▶ _Challenge_
Of all the lines in the material below, how many include the string "React"? Give the number only.

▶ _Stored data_
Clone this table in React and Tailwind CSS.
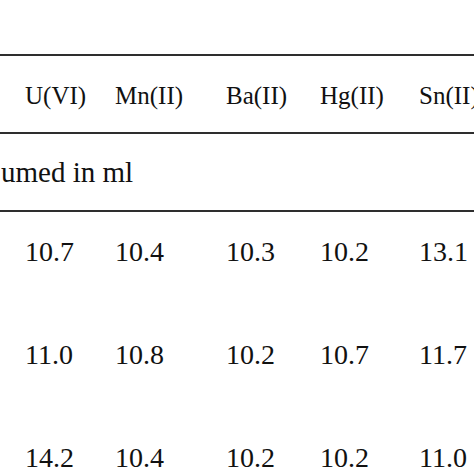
import React from "react";

const metals = ["U(VI)", "Mn(II)", "Ba(II)", "Hg(II)", "Sn(II)"];

const rows = [
  ["10.7", "10.4", "10.3", "10.2", "13.1"],
  ["11.0", "10.8", "10.2", "10.7", "11.7"],
  ["14.2", "10.4", "10.2", "10.2", "11.0"],
];

const cols = "grid grid-cols-[90px_111px_94px_99px_1fr] pl-[25px]";

export default function App() {
  return (
    <div
      className="w-[474px] h-[474px] overflow-hidden bg-white text-[#111] whitespace-nowrap"
      style={{ fontFamily: '"Liberation Serif", "Times New Roman", serif' }}
    >
      <div className="h-[54px]" />
      {/* header */}
      <div className="border-t-2 border-b-2 border-[#2e2e2e] h-[80px] pt-[27px]">
        <div className={`${cols} text-[25px] leading-[25px]`}>
          {metals.map((m) => (
            <div key={m}>{m}</div>
          ))}
        </div>
      </div>
      {/* sub heading */}
      <div className="border-b-2 border-[#2e2e2e] h-[78px] pt-[24px] pl-[1px]">
        <div className="text-[29px] leading-[29px]">umed in ml</div>
      </div>
      {/* values */}
      {rows.map((r, i) => (
        <div key={i} className="h-[103px] pt-[26px]">
          <div className={`${cols} text-[28px] leading-[28px]`}>
            {r.map((v, j) => (
              <div key={j}>{v}</div>
            ))}
          </div>
        </div>
      ))}
    </div>
  );
}
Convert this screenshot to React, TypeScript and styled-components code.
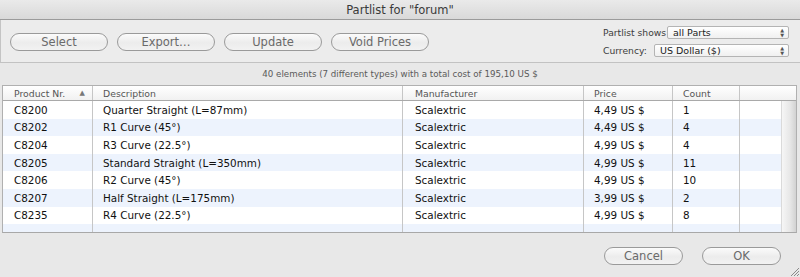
import React from "react";
import styled, { createGlobalStyle } from "styled-components";

const GlobalStyle = createGlobalStyle`
  html, body {
    margin: 0;
    padding: 0;
    background: #e8e8e8;
  }
  body {
    font-family: "DejaVu Sans", "Liberation Sans", sans-serif;
    color: #222;
  }
`;

const Window = styled.div`
  position: relative;
  width: 800px;
  height: 277px;
  display: flex;
  flex-direction: column;
  background: #e8e8e8;
  overflow: hidden;
`;

const TitleBar = styled.div`
  height: 19px;
  display: flex;
  align-items: center;
  justify-content: center;
  background: linear-gradient(#eaeaea, #d9d9d9);
  border-bottom: 1px solid #9b9b9b;
  font-size: 11.5px;
  color: #3a3a3a;
`;

const Toolbar = styled.div`
  height: 42px;
  display: flex;
  align-items: center;
  justify-content: space-between;
  padding: 0 11px 0 9px;
  border-left: 1px solid #c4c4c4;
  border-bottom: 1px solid #c2c2c2;
  background: #ececec;
`;

const ButtonGroup = styled.div`
  display: flex;
  gap: 9px;
  padding-top: 2px;
`;

const PillButton = styled.div<{ $width: number }>`
  width: ${(p) => p.$width}px;
  height: 18px;
  box-sizing: border-box;
  border: 1px solid #9a9a9a;
  border-radius: 9px;
  background: linear-gradient(#fbfbfb, #ececec 55%, #f2f2f2);
  display: flex;
  align-items: center;
  justify-content: center;
  font-size: 11.5px;
  color: #6a6a6a;
`;

const Options = styled.div`
  display: flex;
  flex-direction: column;
  gap: 5px;
  width: 186px;
`;

const OptionRow = styled.div`
  display: flex;
  align-items: center;
  justify-content: space-between;
`;

const OptionLabel = styled.span`
  font-size: 9.2px;
  color: #3c3c3c;
  white-space: nowrap;
`;

const SelectBox = styled.div<{ $width: number }>`
  width: ${(p) => p.$width}px;
  height: 13px;
  box-sizing: border-box;
  border: 1px solid #b4b4b4;
  border-radius: 2px;
  background: linear-gradient(#ffffff, #f0f0f0);
  display: flex;
  align-items: center;
  justify-content: space-between;
  padding: 0 4px 0 5px;
  font-size: 9.5px;
  color: #222;
`;

const Stepper = styled.span`
  display: flex;
  flex-direction: column;
  gap: 1px;
  font-size: 5px;
  line-height: 4px;
  color: #555;
`;

const Status = styled.div`
  height: 20px;
  display: flex;
  align-items: center;
  justify-content: center;
  font-size: 8.7px;
  color: #5a5a5a;
  padding-top: 1px;
`;

const Table = styled.div`
  margin: 1px 3px 0 2px;
  height: 146px;
  border: 1px solid #b0b0b0;
  border-bottom-color: #a8a8a8;
  background: #fff;
  display: flex;
  flex-direction: column;
  overflow: hidden;
`;

const HeaderRow = styled.div`
  height: 14px;
  display: flex;
  background: linear-gradient(#ffffff, #f1f1f1);
  border-bottom: 1px solid #a9a9a9;
`;

const HeaderCell = styled.div<{ $w: number; $pad?: number }>`
  width: ${(p) => p.$w}px;
  flex: none;
  box-sizing: border-box;
  padding-left: ${(p) => p.$pad ?? 10}px;
  border-right: 1px solid #c6c6c6;
  display: flex;
  align-items: center;
  justify-content: space-between;
  font-size: 9.3px;
  color: #555;
  &:last-child {
    border-right: none;
    flex: 1;
  }
`;

const SortArrow = styled.span`
  font-size: 7px;
  color: #777;
  margin-right: 7px;
`;

const Body = styled.div`
  flex: 1;
  display: flex;
  min-height: 0;
`;

const Rows = styled.div`
  flex: 1;
  display: flex;
  flex-direction: column;
`;

const Row = styled.div<{ $alt: boolean }>`
  height: 17.6px;
  flex: none;
  display: flex;
  background: ${(p) => (p.$alt ? "#edf3fd" : "#ffffff")};
`;

const Cell = styled.div<{ $w: number; $pad?: number }>`
  width: ${(p) => p.$w}px;
  flex: none;
  box-sizing: border-box;
  padding-left: ${(p) => p.$pad ?? 10}px;
  border-right: 1px solid #c6c6c6;
  display: flex;
  align-items: center;
  font-size: 10.4px;
  color: #111;
  white-space: nowrap;
  &:last-child {
    border-right: none;
    flex: 1;
  }
`;

const Scroller = styled.div`
  width: 14px;
  flex: none;
  background: linear-gradient(90deg, #f6f6f6, #e6e6e6 60%, #d2d2d2);
  border-left: 1px solid #dadada;
`;

const Footer = styled.div`
  flex: 1;
  display: flex;
  justify-content: flex-end;
  align-items: flex-start;
  gap: 19px;
  padding: 14px 19px 0 0;
`;

const Grip = styled.svg`
  position: absolute;
  right: 0;
  bottom: 0;
`;

const columns = [
  { w: 90, pad: 11 },
  { w: 310, pad: 10 },
  { w: 181, pad: 12 },
  { w: 89, pad: 10 },
  { w: 67, pad: 10 },
  { w: 0, pad: 0 },
];

const headers = ["Product Nr.", "Description", "Manufacturer", "Price", "Count", ""];

const parts = [
  ["C8200", "Quarter Straight (L=87mm)", "Scalextric", "4,49 US $", "1"],
  ["C8202", "R1 Curve (45°)", "Scalextric", "4,49 US $", "4"],
  ["C8204", "R3 Curve (22.5°)", "Scalextric", "4,99 US $", "4"],
  ["C8205", "Standard Straight (L=350mm)", "Scalextric", "4,99 US $", "11"],
  ["C8206", "R2 Curve (45°)", "Scalextric", "4,99 US $", "10"],
  ["C8207", "Half Straight (L=175mm)", "Scalextric", "3,99 US $", "2"],
  ["C8235", "R4 Curve (22.5°)", "Scalextric", "4,99 US $", "8"],
  ["", "", "", "", ""],
];

export default function App() {
  return (
    <>
      <GlobalStyle />
      <Window>
        <TitleBar>Partlist for "forum"</TitleBar>
        <Toolbar>
          <ButtonGroup>
            <PillButton $width={98}>Select</PillButton>
            <PillButton $width={98}>Export…</PillButton>
            <PillButton $width={98}>Update</PillButton>
            <PillButton $width={98}>Void Prices</PillButton>
          </ButtonGroup>
          <Options>
            <OptionRow>
              <OptionLabel>Partlist shows</OptionLabel>
              <SelectBox $width={122}>
                all Parts
                <Stepper>
                  <span>▲</span>
                  <span>▼</span>
                </Stepper>
              </SelectBox>
            </OptionRow>
            <OptionRow>
              <OptionLabel>Currency:</OptionLabel>
              <SelectBox $width={135}>
                US Dollar ($)
                <Stepper>
                  <span>▲</span>
                  <span>▼</span>
                </Stepper>
              </SelectBox>
            </OptionRow>
          </Options>
        </Toolbar>
        <Status>40 elements (7 different types) with a total cost of 195,10 US $</Status>
        <Table>
          <HeaderRow>
            {headers.map((h, i) => (
              <HeaderCell key={i} $w={columns[i].w} $pad={columns[i].pad}>
                {h}
                {i === 0 && <SortArrow>▲</SortArrow>}
              </HeaderCell>
            ))}
          </HeaderRow>
          <Body>
            <Rows>
              {parts.map((row, r) => (
                <Row key={r} $alt={r % 2 === 1}>
                  {[...row, ""].map((v, i) => (
                    <Cell key={i} $w={columns[i].w} $pad={columns[i].pad}>
                      {v}
                    </Cell>
                  ))}
                </Row>
              ))}
            </Rows>
            <Scroller />
          </Body>
        </Table>
        <Footer>
          <PillButton $width={79}>Cancel</PillButton>
          <PillButton $width={79}>OK</PillButton>
        </Footer>
        <Grip width="12" height="12" viewBox="0 0 12 12">
          <path d="M11 3 L3 11 M11 6 L6 11 M11 9 L9 11" stroke="#8a8a8a" strokeWidth="1" />
        </Grip>
      </Window>
    </>
  );
}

▶ _The completed task_
4